> [What you will do] Return each line of the data below exactly, omitting any pictures.

> [Supplied material]
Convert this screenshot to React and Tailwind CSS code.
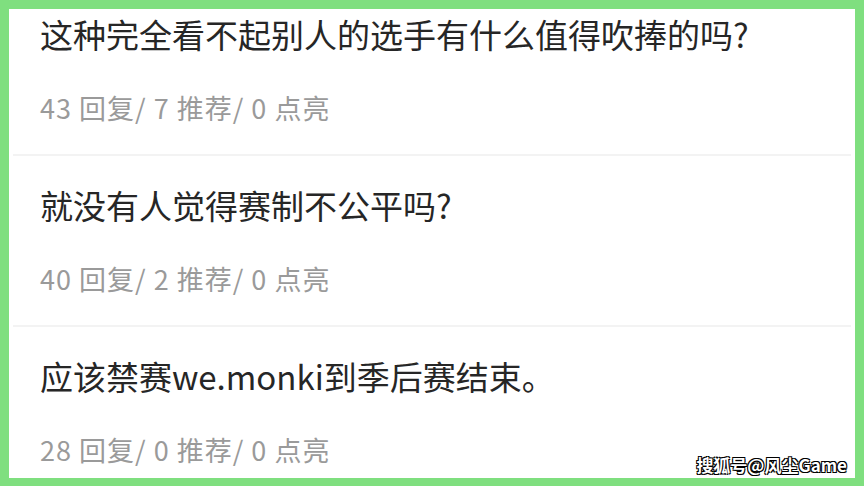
import React from 'react';

const posts = [
  { title: '这种完全看不起别人的选手有什么值得吹捧的吗?', replies: 43, recs: 7, likes: 0 },
  { title: '就没有人觉得赛制不公平吗?', replies: 40, recs: 2, likes: 0 },
  { title: '应该禁赛we.monki到季后赛结束。', replies: 28, recs: 0, likes: 0 },
];

const font = { fontFamily: '"Noto Sans CJK SC", "Noto Sans", sans-serif' };

const App = () => {
  return (
    <div className="w-[864px] h-[486px] bg-[#7fdf7f] pt-[9px] pl-[9px] pr-[9px] pb-[8px]" style={font}>
      <div className="relative h-full bg-white overflow-hidden">
        {posts.map((p, i) => (
          <div key={i}>
            {i > 0 && <div className="mx-[4px] h-[2px] bg-[#f3f3f3]" />}
            <div className={`pl-[31px] ${i === 0 ? 'pt-[5px]' : 'pt-[29px]'} pb-[30px]`}>
              <div className="text-[33px] leading-[40px] text-[#262626]">{p.title}</div>
              <div className="mt-[37px] text-[27px] leading-[33px] tracking-[1px] text-[#9a9a9a]">
                {p.replies} 回复/ {p.recs} 推荐/ {p.likes} 点亮
              </div>
            </div>
          </div>
        ))}
        <div className="absolute right-[8px] bottom-[3px] text-[17px] font-bold leading-[20px] text-white [text-shadow:1px_1px_0_#000,-1px_-1px_0_#000,1px_-1px_0_#000,-1px_1px_0_#000]">
          搜狐号@风尘Game
        </div>
      </div>
    </div>
  );
};

export default App;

> [Worked answer]
Convert this screenshot to React and Tailwind CSS code.
import React from 'react';

const posts = [
  { title: '这种完全看不起别人的选手有什么值得吹捧的吗?', replies: 43, recs: 7, likes: 0 },
  { title: '就没有人觉得赛制不公平吗?', replies: 40, recs: 2, likes: 0 },
  { title: '应该禁赛we.monki到季后赛结束。', replies: 28, recs: 0, likes: 0 },
];

const font = { fontFamily: '"Noto Sans CJK SC", "Noto Sans", sans-serif' };

const App = () => {
  return (
    <div className="w-[864px] h-[486px] bg-[#7fdf7f] pt-[9px] pl-[9px] pr-[9px] pb-[8px]" style={font}>
      <div className="relative h-full bg-white overflow-hidden">
        {posts.map((p, i) => (
          <div key={i}>
            {i > 0 && <div className="mx-[4px] h-[2px] bg-[#f3f3f3]" />}
            <div className={`pl-[31px] ${i === 0 ? 'pt-[5px]' : 'pt-[29px]'} pb-[30px]`}>
              <div className="text-[33px] leading-[40px] text-[#262626]">{p.title}</div>
              <div className="mt-[37px] text-[27px] leading-[33px] tracking-[1px] text-[#9a9a9a]">
                {p.replies} 回复/ {p.recs} 推荐/ {p.likes} 点亮
              </div>
            </div>
          </div>
        ))}
        <div className="absolute right-[8px] bottom-[3px] text-[17px] font-bold leading-[20px] text-white [text-shadow:1px_1px_0_#000,-1px_-1px_0_#000,1px_-1px_0_#000,-1px_1px_0_#000]">
          搜狐号@风尘Game
        </div>
      </div>
    </div>
  );
};

export default App;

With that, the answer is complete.